# Trouble understanding why natural numbers are not open

general-topologymetric-spacesreal-analysis

I have a real analysis course based on the Principles of Real Analysis by Aliprantis and Birkenshaw. I have done previous analysis courses and know how to show that the set of natural numbers is a closed set.

They define the open ball of radius $$r$$ in the typical way. However, in the section on metric spaces, the authors define a point $$x_{0}$$ to be an interior point of a subset $$A$$ if there exists an open ball $$B(x_{0},r)$$ such that $$B(x_{0},r)\subseteq A$$. Here lies my lack of understanding. If we consider $$\mathbb{N}$$ to be a metric space itself, not a subset of $$\mathbb{R}$$, with the usual metric, for any $$r>0$$ the open ball only includes the number itself and other natural numbers. Then clearly, $$B(r,x_{0})\subseteq \mathbb{N}$$. Therefore, it is an open set.

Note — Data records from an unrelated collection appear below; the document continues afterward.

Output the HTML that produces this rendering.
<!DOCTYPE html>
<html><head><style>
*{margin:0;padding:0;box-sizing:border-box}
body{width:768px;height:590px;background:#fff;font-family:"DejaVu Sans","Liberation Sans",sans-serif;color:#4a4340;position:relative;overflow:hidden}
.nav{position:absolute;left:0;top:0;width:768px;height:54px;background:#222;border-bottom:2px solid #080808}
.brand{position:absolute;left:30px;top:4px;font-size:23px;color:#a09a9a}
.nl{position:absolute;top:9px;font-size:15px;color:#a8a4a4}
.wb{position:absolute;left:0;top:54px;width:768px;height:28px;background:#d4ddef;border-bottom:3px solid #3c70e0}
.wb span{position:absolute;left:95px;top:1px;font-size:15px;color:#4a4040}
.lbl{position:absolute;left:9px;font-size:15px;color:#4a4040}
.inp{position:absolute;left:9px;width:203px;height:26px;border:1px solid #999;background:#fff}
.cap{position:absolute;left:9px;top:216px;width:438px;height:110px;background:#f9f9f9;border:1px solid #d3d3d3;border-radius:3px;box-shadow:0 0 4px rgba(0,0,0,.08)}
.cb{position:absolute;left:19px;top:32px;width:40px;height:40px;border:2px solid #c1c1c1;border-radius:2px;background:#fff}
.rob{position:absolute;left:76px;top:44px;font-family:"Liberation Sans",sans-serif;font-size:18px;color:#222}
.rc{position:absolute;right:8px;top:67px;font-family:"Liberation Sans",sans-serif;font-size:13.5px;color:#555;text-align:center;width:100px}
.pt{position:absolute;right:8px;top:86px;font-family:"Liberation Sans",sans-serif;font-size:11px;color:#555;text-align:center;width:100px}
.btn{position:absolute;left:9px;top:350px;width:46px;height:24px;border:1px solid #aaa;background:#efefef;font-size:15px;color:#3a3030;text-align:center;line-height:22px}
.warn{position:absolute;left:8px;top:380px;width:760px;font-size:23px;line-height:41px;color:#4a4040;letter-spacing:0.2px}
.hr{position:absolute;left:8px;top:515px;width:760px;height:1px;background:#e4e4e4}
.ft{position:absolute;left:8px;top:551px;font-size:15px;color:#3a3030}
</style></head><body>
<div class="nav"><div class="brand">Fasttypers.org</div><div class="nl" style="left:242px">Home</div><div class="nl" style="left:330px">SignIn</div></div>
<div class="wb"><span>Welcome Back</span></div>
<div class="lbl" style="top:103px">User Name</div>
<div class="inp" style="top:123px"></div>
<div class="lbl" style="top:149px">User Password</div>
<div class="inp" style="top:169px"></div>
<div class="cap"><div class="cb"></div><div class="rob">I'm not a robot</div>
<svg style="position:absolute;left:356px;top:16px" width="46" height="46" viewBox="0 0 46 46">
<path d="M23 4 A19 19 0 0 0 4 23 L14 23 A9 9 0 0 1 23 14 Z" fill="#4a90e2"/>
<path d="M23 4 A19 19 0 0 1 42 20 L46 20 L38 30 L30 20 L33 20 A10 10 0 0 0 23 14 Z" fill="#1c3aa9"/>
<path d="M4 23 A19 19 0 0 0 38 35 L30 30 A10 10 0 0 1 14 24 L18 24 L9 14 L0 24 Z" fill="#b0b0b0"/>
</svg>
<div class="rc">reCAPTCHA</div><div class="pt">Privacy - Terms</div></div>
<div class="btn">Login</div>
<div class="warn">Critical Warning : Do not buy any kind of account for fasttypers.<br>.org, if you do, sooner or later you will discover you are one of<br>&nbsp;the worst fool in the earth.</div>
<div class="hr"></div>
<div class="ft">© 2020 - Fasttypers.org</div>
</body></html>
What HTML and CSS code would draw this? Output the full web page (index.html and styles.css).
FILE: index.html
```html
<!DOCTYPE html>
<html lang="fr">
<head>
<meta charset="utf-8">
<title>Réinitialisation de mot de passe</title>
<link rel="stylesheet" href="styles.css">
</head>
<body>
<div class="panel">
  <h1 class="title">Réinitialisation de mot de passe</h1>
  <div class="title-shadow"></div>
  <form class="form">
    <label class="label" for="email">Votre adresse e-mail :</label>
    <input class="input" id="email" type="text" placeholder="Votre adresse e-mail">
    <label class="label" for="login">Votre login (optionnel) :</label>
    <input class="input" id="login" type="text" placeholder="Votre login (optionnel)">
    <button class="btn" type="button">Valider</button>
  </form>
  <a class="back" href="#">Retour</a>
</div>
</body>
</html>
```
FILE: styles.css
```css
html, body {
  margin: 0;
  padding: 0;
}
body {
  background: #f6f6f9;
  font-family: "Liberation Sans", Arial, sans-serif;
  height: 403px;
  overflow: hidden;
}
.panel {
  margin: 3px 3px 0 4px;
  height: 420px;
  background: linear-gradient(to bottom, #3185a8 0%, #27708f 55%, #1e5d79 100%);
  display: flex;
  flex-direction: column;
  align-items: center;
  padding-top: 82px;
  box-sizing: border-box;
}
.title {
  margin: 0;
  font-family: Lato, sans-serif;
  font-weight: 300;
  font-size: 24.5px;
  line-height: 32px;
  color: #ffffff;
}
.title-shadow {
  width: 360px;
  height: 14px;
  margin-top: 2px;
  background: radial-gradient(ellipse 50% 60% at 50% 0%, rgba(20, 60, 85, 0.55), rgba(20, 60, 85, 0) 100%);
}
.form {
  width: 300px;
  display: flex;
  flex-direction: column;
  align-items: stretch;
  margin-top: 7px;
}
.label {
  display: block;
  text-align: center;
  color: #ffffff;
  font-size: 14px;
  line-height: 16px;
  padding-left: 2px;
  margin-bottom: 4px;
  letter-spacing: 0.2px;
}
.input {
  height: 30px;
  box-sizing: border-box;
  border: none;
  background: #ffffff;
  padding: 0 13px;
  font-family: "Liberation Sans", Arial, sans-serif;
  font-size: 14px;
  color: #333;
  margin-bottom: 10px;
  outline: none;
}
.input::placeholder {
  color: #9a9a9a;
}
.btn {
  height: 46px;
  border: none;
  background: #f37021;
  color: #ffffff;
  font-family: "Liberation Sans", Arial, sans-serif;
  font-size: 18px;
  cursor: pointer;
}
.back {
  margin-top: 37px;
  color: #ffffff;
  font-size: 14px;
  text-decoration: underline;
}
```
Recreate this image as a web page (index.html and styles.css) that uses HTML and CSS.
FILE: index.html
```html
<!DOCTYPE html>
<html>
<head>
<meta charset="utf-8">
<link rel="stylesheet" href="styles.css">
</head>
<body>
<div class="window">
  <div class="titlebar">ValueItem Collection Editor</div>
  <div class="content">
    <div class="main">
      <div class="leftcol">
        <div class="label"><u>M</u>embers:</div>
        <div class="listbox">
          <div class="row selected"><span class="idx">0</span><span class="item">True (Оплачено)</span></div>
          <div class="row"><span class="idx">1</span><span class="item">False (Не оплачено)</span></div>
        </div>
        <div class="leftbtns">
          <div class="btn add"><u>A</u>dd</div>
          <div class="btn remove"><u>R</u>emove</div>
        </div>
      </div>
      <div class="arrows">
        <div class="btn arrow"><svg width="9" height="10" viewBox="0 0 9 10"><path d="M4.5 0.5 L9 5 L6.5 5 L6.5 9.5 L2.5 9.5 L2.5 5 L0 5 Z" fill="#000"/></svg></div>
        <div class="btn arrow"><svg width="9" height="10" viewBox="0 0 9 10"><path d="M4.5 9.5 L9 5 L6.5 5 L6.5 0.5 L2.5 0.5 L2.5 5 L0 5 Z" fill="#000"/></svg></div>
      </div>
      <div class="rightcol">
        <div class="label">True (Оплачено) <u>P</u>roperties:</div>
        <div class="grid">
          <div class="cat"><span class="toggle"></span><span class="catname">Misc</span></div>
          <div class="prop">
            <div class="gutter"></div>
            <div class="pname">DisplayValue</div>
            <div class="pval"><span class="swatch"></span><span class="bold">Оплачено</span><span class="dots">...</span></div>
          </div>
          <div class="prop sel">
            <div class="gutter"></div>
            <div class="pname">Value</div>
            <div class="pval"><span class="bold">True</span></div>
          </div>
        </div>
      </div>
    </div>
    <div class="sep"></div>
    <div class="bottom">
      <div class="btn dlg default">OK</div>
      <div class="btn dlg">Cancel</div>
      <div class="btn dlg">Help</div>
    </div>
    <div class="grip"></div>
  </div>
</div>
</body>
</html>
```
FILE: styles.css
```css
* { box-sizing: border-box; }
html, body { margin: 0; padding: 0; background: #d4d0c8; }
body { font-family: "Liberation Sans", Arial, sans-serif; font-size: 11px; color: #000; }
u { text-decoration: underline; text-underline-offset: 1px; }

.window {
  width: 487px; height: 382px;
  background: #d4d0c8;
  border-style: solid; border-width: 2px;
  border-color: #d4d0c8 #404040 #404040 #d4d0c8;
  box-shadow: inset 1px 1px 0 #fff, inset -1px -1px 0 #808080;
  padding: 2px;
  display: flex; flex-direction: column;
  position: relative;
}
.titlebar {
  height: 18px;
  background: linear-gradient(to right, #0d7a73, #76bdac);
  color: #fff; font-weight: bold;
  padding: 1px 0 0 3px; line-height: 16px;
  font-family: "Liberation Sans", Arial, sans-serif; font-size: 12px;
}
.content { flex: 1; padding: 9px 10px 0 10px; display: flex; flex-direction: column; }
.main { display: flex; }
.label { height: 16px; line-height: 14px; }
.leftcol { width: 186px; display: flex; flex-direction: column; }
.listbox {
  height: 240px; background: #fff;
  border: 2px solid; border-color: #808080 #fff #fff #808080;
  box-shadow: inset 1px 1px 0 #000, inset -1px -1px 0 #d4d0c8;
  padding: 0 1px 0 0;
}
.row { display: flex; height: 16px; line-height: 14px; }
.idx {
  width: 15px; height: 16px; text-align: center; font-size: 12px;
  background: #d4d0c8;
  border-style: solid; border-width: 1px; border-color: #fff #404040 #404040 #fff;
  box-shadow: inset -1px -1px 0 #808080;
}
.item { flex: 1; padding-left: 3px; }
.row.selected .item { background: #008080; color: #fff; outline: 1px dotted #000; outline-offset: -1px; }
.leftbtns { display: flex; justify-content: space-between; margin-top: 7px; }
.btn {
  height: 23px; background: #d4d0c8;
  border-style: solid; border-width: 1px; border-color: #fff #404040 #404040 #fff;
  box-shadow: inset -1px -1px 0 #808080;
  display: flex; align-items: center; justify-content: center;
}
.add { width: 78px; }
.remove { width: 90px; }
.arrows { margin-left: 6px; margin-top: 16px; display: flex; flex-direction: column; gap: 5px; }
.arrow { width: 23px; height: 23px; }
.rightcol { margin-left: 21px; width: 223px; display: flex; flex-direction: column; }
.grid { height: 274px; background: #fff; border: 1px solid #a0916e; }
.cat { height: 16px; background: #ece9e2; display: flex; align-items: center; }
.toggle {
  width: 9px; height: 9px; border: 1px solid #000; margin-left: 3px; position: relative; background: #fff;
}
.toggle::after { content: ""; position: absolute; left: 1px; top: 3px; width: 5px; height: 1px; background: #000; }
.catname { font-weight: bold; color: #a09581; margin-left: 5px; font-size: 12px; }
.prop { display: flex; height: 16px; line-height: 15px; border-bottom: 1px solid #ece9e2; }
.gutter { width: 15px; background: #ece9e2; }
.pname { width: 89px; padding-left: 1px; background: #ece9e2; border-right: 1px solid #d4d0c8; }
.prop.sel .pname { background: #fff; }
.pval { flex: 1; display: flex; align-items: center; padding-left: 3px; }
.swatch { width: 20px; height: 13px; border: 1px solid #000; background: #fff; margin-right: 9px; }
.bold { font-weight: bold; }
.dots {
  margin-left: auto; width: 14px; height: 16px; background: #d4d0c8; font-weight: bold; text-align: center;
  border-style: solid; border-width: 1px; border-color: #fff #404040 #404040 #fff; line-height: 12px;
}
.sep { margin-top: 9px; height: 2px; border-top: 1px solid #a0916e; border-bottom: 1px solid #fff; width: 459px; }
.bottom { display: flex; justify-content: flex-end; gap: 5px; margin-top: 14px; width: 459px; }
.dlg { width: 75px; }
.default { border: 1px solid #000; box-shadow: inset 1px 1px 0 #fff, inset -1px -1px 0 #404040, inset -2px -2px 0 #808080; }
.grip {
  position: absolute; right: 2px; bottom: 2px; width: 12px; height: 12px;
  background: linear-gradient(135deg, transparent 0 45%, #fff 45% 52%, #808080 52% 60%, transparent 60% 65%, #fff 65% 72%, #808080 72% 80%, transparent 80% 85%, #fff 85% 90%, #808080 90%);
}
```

Where am I making a fallacy?

Instead, "open subset" is a notion defined relative to a particular metric space of which the given set is a subset. So it is possible for one and the same set, for example $$\mathbb N$$, to be an open subset of one space such as $$\mathbb N$$ itself, and to be a non-open subset of another space such as $$\mathbb R$$.